# EXTRACTED ENTRIES start

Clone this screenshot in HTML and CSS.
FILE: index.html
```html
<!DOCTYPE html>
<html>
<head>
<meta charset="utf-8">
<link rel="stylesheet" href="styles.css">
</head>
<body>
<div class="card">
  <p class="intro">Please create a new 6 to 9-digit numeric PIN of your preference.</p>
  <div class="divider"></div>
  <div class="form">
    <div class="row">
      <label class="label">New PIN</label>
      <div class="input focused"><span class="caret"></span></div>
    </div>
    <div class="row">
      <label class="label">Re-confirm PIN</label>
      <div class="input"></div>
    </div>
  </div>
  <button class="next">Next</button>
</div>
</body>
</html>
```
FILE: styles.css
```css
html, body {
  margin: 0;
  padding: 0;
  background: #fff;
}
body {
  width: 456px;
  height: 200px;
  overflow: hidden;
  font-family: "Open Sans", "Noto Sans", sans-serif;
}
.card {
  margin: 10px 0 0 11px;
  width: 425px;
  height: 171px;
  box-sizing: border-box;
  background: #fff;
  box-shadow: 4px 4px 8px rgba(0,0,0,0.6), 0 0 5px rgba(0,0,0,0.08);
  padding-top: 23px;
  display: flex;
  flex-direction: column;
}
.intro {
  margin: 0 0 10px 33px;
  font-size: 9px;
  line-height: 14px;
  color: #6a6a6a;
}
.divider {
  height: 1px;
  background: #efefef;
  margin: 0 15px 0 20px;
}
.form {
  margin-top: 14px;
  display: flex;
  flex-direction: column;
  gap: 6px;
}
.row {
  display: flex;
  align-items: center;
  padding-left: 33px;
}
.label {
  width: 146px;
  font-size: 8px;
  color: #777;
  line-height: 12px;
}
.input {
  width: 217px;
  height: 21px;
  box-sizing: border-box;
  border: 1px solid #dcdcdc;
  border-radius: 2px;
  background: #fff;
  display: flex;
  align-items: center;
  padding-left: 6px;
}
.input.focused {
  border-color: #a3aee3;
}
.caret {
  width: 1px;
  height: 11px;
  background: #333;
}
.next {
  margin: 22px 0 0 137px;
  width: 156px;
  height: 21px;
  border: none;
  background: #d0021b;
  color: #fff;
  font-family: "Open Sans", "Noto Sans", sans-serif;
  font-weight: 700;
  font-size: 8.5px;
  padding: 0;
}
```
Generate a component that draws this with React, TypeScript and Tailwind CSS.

# EXTRACTED ENTRIES end

(WHAT THE EXERCISE ASKS): Look through the listing and extract every line with "this" in it.

(TASK SOLUTION):
Clone this screenshot in HTML and CSS.
Generate a component that draws this with React, TypeScript and Tailwind CSS.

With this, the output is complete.